#### Work instructions
Scan the entries below and extract each line with the word "components" in it.

#### Listed records
┄┄┄┄┄┄
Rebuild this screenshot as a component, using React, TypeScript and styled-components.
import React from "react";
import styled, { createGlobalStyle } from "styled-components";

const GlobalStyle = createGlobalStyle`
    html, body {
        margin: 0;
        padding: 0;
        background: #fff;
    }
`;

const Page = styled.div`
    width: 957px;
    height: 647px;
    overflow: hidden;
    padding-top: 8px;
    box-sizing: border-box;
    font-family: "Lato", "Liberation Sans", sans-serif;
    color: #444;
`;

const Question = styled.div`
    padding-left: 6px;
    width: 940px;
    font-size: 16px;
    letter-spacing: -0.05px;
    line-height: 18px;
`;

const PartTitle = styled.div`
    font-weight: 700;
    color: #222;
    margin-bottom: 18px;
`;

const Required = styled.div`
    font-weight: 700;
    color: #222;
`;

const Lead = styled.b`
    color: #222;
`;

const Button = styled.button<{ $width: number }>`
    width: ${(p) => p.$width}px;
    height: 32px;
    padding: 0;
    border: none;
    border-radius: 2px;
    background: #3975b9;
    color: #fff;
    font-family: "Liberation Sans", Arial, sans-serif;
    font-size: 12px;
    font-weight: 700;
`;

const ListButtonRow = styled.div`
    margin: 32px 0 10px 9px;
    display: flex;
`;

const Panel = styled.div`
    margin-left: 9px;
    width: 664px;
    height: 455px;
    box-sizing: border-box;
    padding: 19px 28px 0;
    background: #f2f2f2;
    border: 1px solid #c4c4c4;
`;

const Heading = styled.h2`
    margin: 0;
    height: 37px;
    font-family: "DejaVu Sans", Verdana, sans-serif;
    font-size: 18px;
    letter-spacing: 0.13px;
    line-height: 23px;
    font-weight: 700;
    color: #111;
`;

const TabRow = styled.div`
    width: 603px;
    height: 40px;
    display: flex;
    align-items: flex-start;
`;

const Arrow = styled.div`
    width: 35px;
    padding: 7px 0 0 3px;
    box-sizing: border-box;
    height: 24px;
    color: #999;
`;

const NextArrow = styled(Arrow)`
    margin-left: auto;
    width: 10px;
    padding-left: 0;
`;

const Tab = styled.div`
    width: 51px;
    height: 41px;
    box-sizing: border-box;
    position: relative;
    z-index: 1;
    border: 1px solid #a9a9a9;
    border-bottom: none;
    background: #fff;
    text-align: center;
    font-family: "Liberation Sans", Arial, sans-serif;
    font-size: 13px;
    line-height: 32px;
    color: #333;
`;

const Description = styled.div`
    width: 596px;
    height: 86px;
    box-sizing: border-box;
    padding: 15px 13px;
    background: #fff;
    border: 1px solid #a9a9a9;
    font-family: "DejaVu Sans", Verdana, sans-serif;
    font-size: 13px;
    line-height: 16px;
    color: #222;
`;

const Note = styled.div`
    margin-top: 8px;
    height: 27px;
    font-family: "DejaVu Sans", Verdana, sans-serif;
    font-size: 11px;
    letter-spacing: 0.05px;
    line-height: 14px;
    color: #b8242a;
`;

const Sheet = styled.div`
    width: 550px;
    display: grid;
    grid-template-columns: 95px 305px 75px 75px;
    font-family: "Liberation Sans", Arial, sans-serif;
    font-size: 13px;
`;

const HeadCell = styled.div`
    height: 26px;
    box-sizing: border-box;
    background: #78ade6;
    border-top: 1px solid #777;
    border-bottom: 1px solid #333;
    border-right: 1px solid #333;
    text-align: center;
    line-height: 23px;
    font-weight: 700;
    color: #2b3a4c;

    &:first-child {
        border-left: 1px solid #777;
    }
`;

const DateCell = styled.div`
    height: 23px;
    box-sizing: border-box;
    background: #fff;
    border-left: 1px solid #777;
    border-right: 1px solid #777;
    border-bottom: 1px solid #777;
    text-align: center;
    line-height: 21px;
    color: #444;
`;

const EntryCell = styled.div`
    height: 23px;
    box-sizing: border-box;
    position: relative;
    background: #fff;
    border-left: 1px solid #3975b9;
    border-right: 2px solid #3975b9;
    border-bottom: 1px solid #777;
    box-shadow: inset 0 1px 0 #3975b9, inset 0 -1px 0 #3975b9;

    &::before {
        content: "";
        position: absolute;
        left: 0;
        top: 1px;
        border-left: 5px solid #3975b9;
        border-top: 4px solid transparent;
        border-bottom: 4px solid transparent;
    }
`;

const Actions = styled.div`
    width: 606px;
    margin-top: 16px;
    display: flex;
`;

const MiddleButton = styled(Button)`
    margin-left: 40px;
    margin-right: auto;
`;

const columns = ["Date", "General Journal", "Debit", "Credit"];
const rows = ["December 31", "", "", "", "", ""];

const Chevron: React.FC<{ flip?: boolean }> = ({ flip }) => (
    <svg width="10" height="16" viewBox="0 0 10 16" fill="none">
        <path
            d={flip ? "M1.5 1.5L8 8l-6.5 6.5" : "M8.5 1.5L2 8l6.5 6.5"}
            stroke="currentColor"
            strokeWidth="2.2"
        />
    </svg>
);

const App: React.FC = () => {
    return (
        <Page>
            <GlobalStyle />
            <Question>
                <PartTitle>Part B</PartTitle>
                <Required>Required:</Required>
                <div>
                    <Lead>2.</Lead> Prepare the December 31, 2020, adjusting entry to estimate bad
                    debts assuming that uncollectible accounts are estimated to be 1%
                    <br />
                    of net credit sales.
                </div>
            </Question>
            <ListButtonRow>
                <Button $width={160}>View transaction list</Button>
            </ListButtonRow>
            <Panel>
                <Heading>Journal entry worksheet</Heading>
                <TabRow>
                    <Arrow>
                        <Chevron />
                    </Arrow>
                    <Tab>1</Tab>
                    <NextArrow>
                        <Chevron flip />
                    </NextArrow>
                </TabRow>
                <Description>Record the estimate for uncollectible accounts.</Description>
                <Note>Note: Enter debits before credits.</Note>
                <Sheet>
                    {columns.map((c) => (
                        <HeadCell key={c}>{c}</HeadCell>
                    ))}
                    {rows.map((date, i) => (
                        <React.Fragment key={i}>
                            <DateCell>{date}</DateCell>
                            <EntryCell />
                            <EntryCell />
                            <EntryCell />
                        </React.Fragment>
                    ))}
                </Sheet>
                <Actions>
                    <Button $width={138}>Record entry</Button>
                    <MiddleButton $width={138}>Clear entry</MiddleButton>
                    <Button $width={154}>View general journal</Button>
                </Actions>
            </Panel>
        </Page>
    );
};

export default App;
┄┄┄┄┄┄
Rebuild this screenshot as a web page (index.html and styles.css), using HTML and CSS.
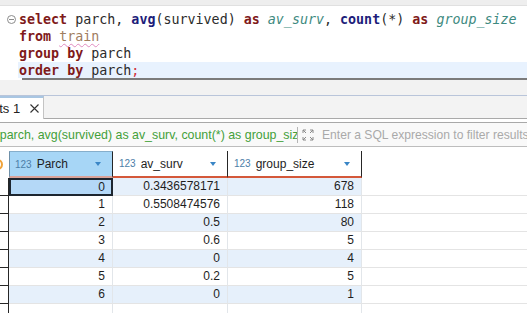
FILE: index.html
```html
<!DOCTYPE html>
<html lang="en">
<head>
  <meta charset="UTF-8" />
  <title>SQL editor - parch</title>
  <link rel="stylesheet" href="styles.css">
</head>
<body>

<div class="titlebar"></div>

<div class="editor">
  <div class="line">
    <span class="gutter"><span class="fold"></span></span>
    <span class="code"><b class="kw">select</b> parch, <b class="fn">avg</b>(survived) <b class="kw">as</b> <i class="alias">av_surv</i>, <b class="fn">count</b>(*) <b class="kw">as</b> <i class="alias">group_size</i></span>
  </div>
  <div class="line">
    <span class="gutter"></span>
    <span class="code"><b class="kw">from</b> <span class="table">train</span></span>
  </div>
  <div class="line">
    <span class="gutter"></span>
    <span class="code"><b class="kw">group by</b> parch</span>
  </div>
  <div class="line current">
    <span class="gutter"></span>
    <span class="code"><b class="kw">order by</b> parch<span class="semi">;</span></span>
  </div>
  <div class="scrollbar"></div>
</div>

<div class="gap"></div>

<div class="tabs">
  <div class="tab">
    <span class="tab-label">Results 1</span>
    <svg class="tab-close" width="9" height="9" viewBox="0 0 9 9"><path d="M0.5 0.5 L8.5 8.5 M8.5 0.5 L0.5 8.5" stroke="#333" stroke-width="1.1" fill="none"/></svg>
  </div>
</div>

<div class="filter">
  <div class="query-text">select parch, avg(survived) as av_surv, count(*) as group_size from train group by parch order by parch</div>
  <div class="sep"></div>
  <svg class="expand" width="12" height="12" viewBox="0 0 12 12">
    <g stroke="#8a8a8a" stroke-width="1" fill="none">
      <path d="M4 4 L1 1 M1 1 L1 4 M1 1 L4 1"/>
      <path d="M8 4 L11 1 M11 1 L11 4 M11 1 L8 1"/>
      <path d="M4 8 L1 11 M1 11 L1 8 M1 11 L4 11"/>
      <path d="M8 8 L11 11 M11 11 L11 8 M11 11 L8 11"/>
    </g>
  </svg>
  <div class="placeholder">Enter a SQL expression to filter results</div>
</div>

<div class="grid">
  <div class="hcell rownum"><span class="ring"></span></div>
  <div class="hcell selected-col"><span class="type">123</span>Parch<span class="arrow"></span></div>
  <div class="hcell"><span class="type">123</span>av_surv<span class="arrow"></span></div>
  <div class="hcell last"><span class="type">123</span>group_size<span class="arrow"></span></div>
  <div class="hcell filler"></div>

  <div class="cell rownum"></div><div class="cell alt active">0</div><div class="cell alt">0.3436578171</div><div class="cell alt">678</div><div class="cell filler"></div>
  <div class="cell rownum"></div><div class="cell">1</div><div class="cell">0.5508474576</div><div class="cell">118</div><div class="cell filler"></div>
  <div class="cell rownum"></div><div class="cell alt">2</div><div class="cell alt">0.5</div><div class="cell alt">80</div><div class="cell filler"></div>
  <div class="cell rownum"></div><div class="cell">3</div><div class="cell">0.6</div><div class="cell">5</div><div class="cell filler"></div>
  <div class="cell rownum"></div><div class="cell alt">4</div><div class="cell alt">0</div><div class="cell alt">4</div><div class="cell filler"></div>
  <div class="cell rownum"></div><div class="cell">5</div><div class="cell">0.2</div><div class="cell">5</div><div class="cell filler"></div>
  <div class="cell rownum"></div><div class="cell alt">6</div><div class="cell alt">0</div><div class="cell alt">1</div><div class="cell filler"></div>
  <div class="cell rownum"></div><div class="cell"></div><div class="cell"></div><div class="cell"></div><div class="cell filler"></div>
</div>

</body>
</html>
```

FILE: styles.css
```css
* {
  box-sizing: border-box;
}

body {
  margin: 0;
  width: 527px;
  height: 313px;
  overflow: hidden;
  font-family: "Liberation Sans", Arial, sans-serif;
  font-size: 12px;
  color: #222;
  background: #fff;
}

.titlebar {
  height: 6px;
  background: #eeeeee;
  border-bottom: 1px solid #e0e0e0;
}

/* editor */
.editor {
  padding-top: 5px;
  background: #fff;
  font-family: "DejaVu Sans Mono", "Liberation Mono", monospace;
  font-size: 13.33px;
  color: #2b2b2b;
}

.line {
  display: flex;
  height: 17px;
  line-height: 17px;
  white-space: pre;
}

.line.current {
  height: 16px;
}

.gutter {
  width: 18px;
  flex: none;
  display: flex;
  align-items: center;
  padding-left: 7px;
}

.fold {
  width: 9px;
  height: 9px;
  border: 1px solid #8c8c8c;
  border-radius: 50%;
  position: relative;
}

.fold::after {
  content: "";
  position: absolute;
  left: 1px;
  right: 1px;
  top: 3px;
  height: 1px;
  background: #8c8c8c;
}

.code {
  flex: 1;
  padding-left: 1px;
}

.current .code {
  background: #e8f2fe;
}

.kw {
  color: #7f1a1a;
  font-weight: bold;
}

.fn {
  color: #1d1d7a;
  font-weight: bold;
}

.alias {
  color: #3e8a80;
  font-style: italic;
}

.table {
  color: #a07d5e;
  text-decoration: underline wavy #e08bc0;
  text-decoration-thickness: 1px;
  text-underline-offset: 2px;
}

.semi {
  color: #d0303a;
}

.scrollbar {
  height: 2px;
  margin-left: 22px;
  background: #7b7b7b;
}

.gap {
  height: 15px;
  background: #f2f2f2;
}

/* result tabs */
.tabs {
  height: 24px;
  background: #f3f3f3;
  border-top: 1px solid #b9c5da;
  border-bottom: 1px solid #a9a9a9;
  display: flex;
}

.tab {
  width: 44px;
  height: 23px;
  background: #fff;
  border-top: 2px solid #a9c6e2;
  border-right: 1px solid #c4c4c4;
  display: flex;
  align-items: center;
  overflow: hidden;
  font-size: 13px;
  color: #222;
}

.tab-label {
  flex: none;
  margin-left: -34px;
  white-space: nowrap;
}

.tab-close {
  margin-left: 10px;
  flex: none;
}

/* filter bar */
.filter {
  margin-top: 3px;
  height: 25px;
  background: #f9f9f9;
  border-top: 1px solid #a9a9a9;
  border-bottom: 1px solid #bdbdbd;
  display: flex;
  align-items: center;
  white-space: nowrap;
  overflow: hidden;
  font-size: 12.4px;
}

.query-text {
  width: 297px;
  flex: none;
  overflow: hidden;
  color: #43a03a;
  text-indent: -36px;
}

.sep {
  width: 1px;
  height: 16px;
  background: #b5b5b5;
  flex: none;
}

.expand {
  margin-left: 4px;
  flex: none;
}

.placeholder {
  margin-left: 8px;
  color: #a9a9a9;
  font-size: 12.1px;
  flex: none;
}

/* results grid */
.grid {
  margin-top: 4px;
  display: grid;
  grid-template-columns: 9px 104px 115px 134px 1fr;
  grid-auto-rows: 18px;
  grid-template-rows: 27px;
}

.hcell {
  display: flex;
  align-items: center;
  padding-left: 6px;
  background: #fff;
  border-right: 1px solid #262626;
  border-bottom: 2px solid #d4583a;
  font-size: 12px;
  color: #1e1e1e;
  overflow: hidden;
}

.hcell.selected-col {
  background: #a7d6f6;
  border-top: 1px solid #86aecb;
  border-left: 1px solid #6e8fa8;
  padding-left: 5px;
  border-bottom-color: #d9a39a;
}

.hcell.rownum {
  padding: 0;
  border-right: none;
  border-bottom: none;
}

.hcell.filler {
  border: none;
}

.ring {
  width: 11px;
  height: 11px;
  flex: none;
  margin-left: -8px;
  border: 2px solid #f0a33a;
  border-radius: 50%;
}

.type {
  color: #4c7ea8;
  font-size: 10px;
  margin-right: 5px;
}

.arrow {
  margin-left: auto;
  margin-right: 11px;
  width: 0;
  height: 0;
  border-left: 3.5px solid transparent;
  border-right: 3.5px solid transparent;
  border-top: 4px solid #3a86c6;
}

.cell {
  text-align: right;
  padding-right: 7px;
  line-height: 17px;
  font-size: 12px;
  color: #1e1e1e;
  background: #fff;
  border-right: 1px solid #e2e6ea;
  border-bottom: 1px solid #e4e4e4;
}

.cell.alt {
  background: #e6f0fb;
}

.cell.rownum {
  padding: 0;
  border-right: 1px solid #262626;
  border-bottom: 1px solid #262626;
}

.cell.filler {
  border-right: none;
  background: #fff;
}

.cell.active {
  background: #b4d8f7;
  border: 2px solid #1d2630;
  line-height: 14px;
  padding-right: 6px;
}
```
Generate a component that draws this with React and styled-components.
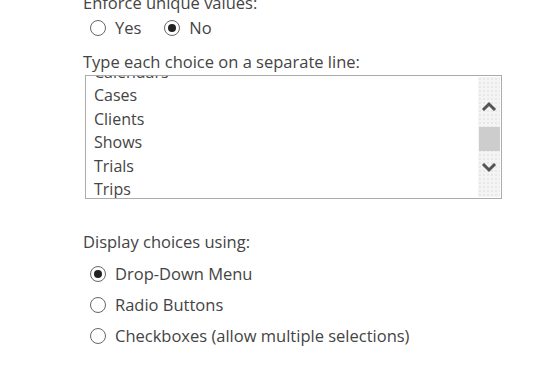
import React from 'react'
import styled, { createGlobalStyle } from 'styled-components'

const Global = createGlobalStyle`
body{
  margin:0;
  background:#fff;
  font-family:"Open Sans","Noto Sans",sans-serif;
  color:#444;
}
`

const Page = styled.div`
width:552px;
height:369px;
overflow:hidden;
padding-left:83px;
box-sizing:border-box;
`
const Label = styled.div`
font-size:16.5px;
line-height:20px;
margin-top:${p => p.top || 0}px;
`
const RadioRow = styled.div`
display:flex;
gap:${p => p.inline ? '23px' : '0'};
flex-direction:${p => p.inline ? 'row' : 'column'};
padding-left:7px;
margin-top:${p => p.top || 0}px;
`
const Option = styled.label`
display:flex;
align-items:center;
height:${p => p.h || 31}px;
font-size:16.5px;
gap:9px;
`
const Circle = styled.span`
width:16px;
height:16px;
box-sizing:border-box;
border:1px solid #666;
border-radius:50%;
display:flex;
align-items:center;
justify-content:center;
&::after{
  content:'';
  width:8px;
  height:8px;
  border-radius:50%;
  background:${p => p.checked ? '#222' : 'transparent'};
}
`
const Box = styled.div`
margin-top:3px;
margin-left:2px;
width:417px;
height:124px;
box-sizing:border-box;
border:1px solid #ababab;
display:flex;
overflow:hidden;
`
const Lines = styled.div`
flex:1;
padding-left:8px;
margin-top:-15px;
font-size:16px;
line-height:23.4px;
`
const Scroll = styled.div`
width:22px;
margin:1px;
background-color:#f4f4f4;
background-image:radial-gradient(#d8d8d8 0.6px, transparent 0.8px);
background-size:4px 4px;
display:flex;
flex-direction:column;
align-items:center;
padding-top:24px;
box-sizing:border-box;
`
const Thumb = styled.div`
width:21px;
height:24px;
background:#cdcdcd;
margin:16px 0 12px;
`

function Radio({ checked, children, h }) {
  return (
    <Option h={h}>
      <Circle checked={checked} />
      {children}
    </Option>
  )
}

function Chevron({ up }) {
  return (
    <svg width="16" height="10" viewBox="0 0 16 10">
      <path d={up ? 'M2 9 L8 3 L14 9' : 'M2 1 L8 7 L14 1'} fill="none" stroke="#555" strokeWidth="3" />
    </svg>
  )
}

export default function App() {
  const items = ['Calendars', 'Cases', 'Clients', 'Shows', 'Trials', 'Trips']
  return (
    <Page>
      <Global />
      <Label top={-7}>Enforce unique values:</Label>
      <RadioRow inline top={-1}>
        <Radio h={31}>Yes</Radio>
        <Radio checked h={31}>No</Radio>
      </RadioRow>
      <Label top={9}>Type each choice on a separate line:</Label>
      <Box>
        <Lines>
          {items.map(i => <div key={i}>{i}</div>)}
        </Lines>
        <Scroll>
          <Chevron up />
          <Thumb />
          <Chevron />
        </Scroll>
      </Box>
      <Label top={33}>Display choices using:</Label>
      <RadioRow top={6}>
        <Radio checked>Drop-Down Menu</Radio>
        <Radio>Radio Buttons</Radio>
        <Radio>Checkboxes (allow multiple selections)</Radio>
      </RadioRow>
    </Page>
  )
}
┄┄┄┄┄┄
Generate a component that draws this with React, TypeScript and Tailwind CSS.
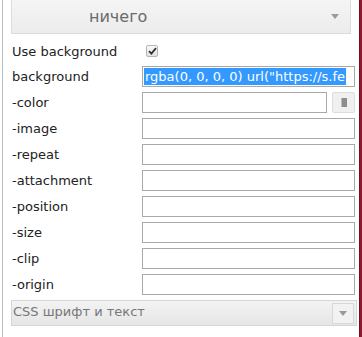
┄┄┄┄┄┄
#### Solved exercise
Rebuild this screenshot as a component, using React, TypeScript and styled-components.
import styled, { createGlobalStyle } from "styled-components";
Generate a component that draws this with React and styled-components.
import styled, { createGlobalStyle } from 'styled-components'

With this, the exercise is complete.